Tigers alum stars in bullpen for MLB’s Blue Jays

A former Hahnville High School star, Aaron Loup has not only made it in the majors, he’s thrived there. The left-handed pitcher’s career 3.30 ERA and 1.20 WHIP have come entirely as a reliever for the Toronto Blue Jays, Loup currently in the midst of his sixth season. Through his first 39 games this year he’s logged 31.1 innings to go with a 3.73 ERA and 31 strikeouts.

Loup was drafted by the Blue Jays in the ninth round of the 2009 MLB Draft. He pitched in the minor leagues for three years before being called up by Toronto during the 2012 season — he retired all six of the batters he faced in his debut and found himself in the majors to stay. His marks of 2.64 in ERA and his microscopic 0.91 WHIP earned him honors as Toronto’s Rookie of the Year, as voted on by the Baseball Writers Association of America.

He began gaining positive attention at Hahnville High as he led the Tigers to the state playoffs in four straight seasons. His complete game no-hitter against Terrebonne during his sophomore season stands as one of his peak performances as a prep player, and one that earned him attention from Tulane, where he went on to play collegiately.

Riverside Academy head baseball coach Frank Cazeaux coached Loup during the latter’s junior year at Hahnville, and he said his former pupil always had the makeup to find major success in the big leagues.

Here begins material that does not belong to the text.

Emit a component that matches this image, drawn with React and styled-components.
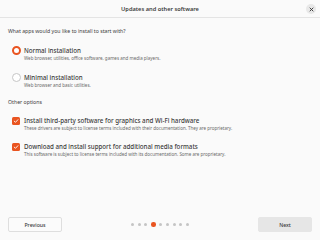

“There’s no doubt about it. He’s a lefty that had a great head on his shoulders,” Cazeaux said. “He was ahead of his time in some ways … he was a kid who could really pitch. We had Aaron, we had Jordan Brown who was pretty good too, and we had some success there. I’ve seen (Loup) dominate hitters.”

He said Loup’s demeanor was a quiet one, but once he got on the mound, his pitching repertoire spoke loudly.

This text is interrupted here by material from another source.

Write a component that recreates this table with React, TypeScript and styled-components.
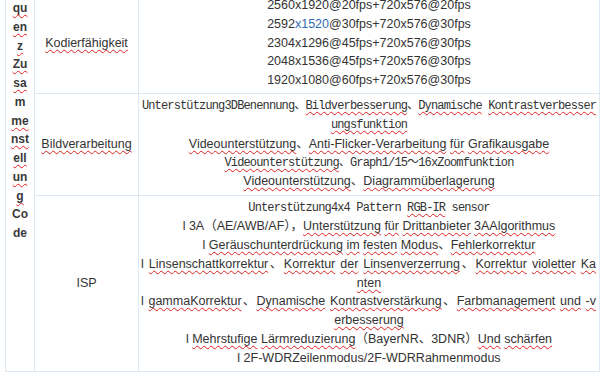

“His ball ran a lot, something that made him special,” Cazeaux said. “He threw all three pitches for strikes, the fastball, breaking ball and changeup. You see him out there today, his delivery, it’s very close to what he was in high school but a lot more polished. He’s always been just a big time competitor.”

At 5’11, 210 pounds, Loup has never had imposing size or the highest heat on his fastball. He’s made up for that with great control.

In the first two seasons of Loup’s major league career, his mark of walking 2.6 percent of the batters he faced in his career stood as the lowest rate in the majors at the time.  In three of his first four seasons, he walked less than two batters per nine innings.

That control came, in part, as result of an adjustment he made in the minor leagues at the suggestion of his coaches. Loup became a sidearm pitcher.

He’s also been a workhorse out of the bullpen throughout his career, pitching nearly 70 innings per season in his second and third seasons and 42.1 in 2015. He missed much of the 2016 campaign with an injury, but this season has seen a return to his heavy lifting, Loup on pace to top 60 innings again.

He’s been counted upon in so many big spots because when it comes to facing left-handed batters, Loup is suffocating: over his career, lefties hit only .216 against him and have just five total home runs.

Loup also holds an odd distinction on the offensive side of the spectrum: he was the first pitcher in Toronto history to bat in an American League game when he was called upon as a pinch-hitter in the 15th inning of a game against the Oakland Athletics.

Cazeaux says he’s proud to have been a part of Loup’s baseball career even for a brief time, and called him a pleasure to coach.

“He was a special kid,” Cazeaux said. “Credit to his parents, as well, because he knew he was a good player but he never talked down to anyone. You never heard, ‘hey, he threw too many pitches’ or ‘hey, he’s got this showcase coming up and needs time away,’ not from his parents, not from him. Never, ever. I certainly loved coaching Aaron.”